_Exercise requirements_:
Retype all the entries word for word, but omit the pictures.

_Records shown_:
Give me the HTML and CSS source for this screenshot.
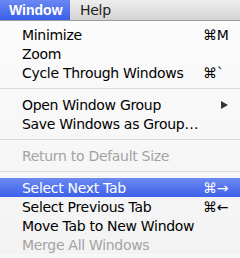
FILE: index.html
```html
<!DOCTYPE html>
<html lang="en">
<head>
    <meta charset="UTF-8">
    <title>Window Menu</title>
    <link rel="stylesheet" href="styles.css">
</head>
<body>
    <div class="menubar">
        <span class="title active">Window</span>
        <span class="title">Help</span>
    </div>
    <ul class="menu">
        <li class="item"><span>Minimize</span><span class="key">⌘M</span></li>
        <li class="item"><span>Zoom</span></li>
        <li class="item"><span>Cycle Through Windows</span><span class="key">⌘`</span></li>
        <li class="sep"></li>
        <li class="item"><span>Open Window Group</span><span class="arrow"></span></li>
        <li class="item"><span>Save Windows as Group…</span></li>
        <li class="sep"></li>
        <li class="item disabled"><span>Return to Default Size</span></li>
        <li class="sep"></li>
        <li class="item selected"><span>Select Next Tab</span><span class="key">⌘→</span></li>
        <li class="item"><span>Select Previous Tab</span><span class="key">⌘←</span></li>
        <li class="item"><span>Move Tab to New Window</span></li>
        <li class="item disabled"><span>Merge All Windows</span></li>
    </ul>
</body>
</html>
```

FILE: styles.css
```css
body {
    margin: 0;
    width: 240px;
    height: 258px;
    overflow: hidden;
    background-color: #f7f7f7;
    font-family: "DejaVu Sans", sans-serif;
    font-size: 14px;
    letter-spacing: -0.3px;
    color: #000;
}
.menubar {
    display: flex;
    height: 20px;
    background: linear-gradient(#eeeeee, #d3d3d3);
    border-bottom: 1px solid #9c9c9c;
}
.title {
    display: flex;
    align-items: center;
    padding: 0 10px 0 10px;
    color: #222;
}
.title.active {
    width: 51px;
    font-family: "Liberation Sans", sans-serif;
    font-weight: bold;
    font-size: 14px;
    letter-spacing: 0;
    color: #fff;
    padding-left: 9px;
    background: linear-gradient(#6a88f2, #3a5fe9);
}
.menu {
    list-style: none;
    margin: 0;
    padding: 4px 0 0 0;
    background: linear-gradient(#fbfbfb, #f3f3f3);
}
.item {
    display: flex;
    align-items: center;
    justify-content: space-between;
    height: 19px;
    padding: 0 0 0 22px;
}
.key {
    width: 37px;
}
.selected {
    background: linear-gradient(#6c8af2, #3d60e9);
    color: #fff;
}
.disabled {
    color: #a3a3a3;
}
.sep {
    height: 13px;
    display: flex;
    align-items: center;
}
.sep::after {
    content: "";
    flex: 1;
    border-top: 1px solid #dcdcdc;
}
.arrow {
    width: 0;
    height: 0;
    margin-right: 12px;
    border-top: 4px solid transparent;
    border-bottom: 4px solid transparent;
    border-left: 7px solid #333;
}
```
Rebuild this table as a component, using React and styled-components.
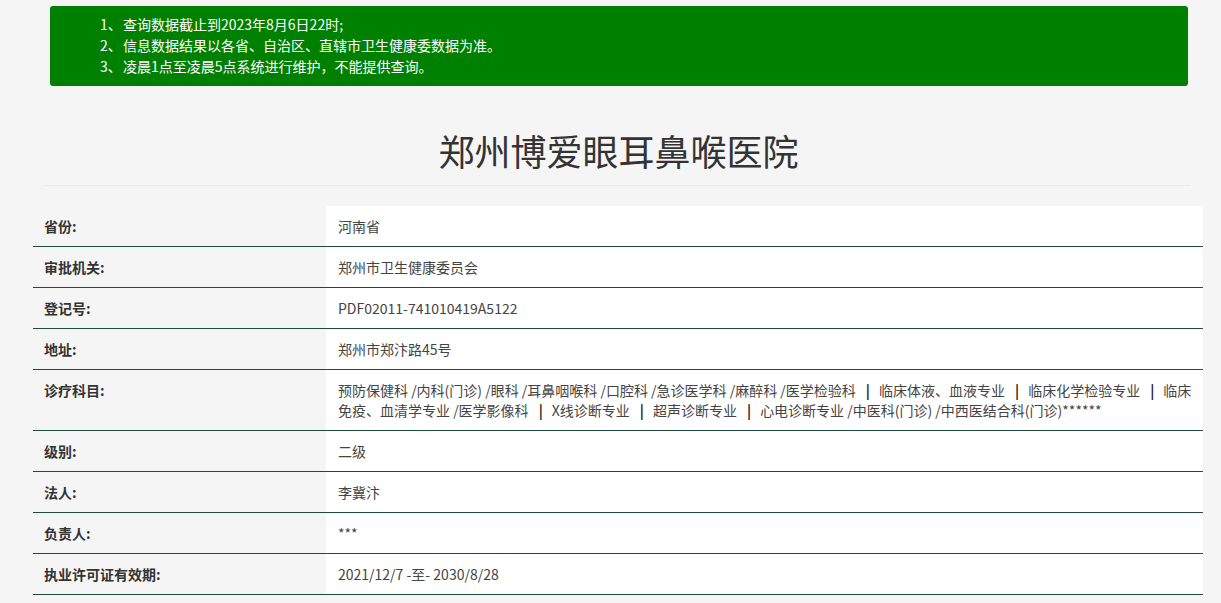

_Result for this task_:
Give me the HTML and CSS source for this screenshot.
FILE: index.html
```html
<!DOCTYPE html>
<html lang="en">
<head>
    <meta charset="UTF-8">
    <title>Window Menu</title>
    <link rel="stylesheet" href="styles.css">
</head>
<body>
    <div class="menubar">
        <span class="title active">Window</span>
        <span class="title">Help</span>
    </div>
    <ul class="menu">
        <li class="item"><span>Minimize</span><span class="key">⌘M</span></li>
        <li class="item"><span>Zoom</span></li>
        <li class="item"><span>Cycle Through Windows</span><span class="key">⌘`</span></li>
        <li class="sep"></li>
        <li class="item"><span>Open Window Group</span><span class="arrow"></span></li>
        <li class="item"><span>Save Windows as Group…</span></li>
        <li class="sep"></li>
        <li class="item disabled"><span>Return to Default Size</span></li>
        <li class="sep"></li>
        <li class="item selected"><span>Select Next Tab</span><span class="key">⌘→</span></li>
        <li class="item"><span>Select Previous Tab</span><span class="key">⌘←</span></li>
        <li class="item"><span>Move Tab to New Window</span></li>
        <li class="item disabled"><span>Merge All Windows</span></li>
    </ul>
</body>
</html>
```

FILE: styles.css
```css
body {
    margin: 0;
    width: 240px;
    height: 258px;
    overflow: hidden;
    background-color: #f7f7f7;
    font-family: "DejaVu Sans", sans-serif;
    font-size: 14px;
    letter-spacing: -0.3px;
    color: #000;
}
.menubar {
    display: flex;
    height: 20px;
    background: linear-gradient(#eeeeee, #d3d3d3);
    border-bottom: 1px solid #9c9c9c;
}
.title {
    display: flex;
    align-items: center;
    padding: 0 10px 0 10px;
    color: #222;
}
.title.active {
    width: 51px;
    font-family: "Liberation Sans", sans-serif;
    font-weight: bold;
    font-size: 14px;
    letter-spacing: 0;
    color: #fff;
    padding-left: 9px;
    background: linear-gradient(#6a88f2, #3a5fe9);
}
.menu {
    list-style: none;
    margin: 0;
    padding: 4px 0 0 0;
    background: linear-gradient(#fbfbfb, #f3f3f3);
}
.item {
    display: flex;
    align-items: center;
    justify-content: space-between;
    height: 19px;
    padding: 0 0 0 22px;
}
.key {
    width: 37px;
}
.selected {
    background: linear-gradient(#6c8af2, #3d60e9);
    color: #fff;
}
.disabled {
    color: #a3a3a3;
}
.sep {
    height: 13px;
    display: flex;
    align-items: center;
}
.sep::after {
    content: "";
    flex: 1;
    border-top: 1px solid #dcdcdc;
}
.arrow {
    width: 0;
    height: 0;
    margin-right: 12px;
    border-top: 4px solid transparent;
    border-bottom: 4px solid transparent;
    border-left: 7px solid #333;
}
```
Rebuild this table as a component, using React and styled-components.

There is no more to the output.